Paul Hoffman wrote:

> - Without seeing the audit, we have no idea whether the security used by
> the agency would pass muster for the identities being bound. This means
> that the standards we hold VeriSign to for certificates whose identities
> are in .kr different than the standards we hold KISA to. When the user
> goes to foo.kr, they can't tell what level of security Mozilla chose for
> the certifier.

The very nature of government is that it has the power to identify the
entities within its jurisdiction. Whether the government is competent at
their job is irrelevant. It is necessary for the basic functioning of modern
society for me to trust the French government (or it's designated
representative) to verify the identity of French persons/corporations.

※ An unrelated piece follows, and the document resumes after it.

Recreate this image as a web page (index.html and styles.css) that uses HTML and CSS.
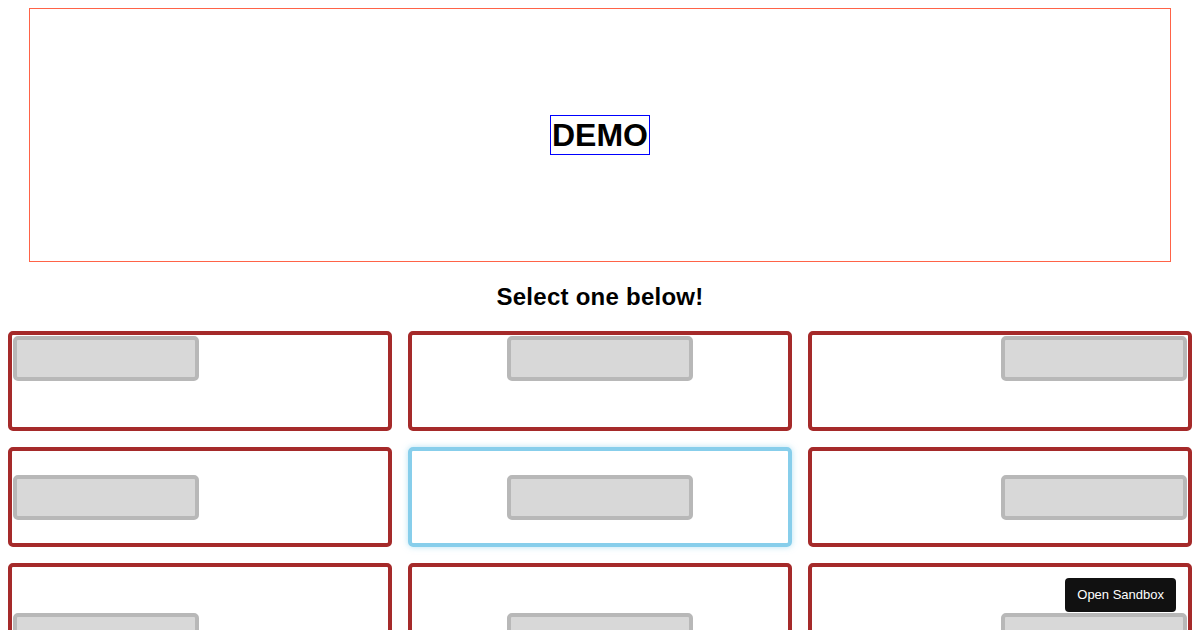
FILE: index.html
```html
<!DOCTYPE html>
<html lang="en">
<head>
    <meta charset="UTF-8">
    <meta name="viewport" content="width=device-width, initial-scale=1.0">
    <title>Align Demo</title>
    <link rel="stylesheet" href="styles.css">
</head>
<body>
    <div class="demo-area">
        <div class="demo-box">DEMO</div>
    </div>
    <h2 class="prompt">Select one below!</h2>
    <div class="option-grid">
        <div class="option align-start justify-start"><div class="chip"></div></div>
        <div class="option align-start justify-center"><div class="chip"></div></div>
        <div class="option align-start justify-end"><div class="chip"></div></div>
        <div class="option align-center justify-start"><div class="chip"></div></div>
        <div class="option align-center justify-center selected"><div class="chip"></div></div>
        <div class="option align-center justify-end"><div class="chip"></div></div>
        <div class="option align-end justify-start"><div class="chip"></div></div>
        <div class="option align-end justify-center"><div class="chip"></div></div>
        <div class="option align-end justify-end"><div class="chip"></div></div>
    </div>
    <a href="#" class="sandbox-button">Open Sandbox</a>
</body>
</html>
```
FILE: styles.css
```css
* {
    box-sizing: border-box;
}
body {
    margin: 0;
    font-family: "Liberation Sans", Arial, sans-serif;
    color: #000;
    background-color: #fff;
}
.demo-area {
    box-sizing: content-box;
    width: 95%;
    height: 252px;
    margin: 8px auto 0;
    border: 1px solid #ff6347;
    display: flex;
    align-items: center;
    justify-content: center;
}
.demo-box {
    border: 1px solid blue;
    font-size: 32px;
    font-weight: bold;
    line-height: 38px;
    padding: 0 1px;
}
.prompt {
    font-size: 24px;
    letter-spacing: 0.25px;
    text-align: center;
    margin: 21px 0 20px;
}
.option-grid {
    display: grid;
    grid-template-columns: repeat(3, 1fr);
    gap: 16px;
    padding: 0 8px 8px;
}
.option {
    height: 100px;
    border: 4px solid #a52a2a;
    border-radius: 5px;
    display: flex;
    padding: 1px;
    cursor: pointer;
}
.option.selected {
    border-color: #87ceeb;
    box-shadow: 0 0 6px rgba(135, 206, 235, 0.6);
}
.align-start { align-items: flex-start; }
.align-center { align-items: center; }
.align-end { align-items: flex-end; }
.justify-start { justify-content: flex-start; }
.justify-center { justify-content: center; }
.justify-end { justify-content: flex-end; }
.chip {
    width: 186px;
    height: 45px;
    background-color: #d8d8d8;
    border: 4px solid #b8b8b8;
    border-radius: 5px;
}
.sandbox-button {
    position: fixed;
    right: 24px;
    bottom: 18px;
    background-color: #111;
    color: white;
    font-size: 13px;
    text-decoration: none;
    padding: 9px 12px;
    border-radius: 4px;
    line-height: 16px;
}
```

> - There are plenty of companies in Korea that are identified by domain
> names outside of the .kr TLD. It is incredibly inconsistent for us to
> say "we trust you for identities in this TLD but not that one" when what
> little we know about their audit has absolutely nothing to do with their
> ability to discern between companies using one TLD versus another TLD.

Why is this inconsistent? If a Korean wishes to be identified with a .com
domain (for example), they should use a CA that is publicly audited for
global identification.

I prefer to think of this in terms of limiting expoure: the Korean
government should have the ability to define our trust of the .ko domain,
but not our trust of non-.ko domains.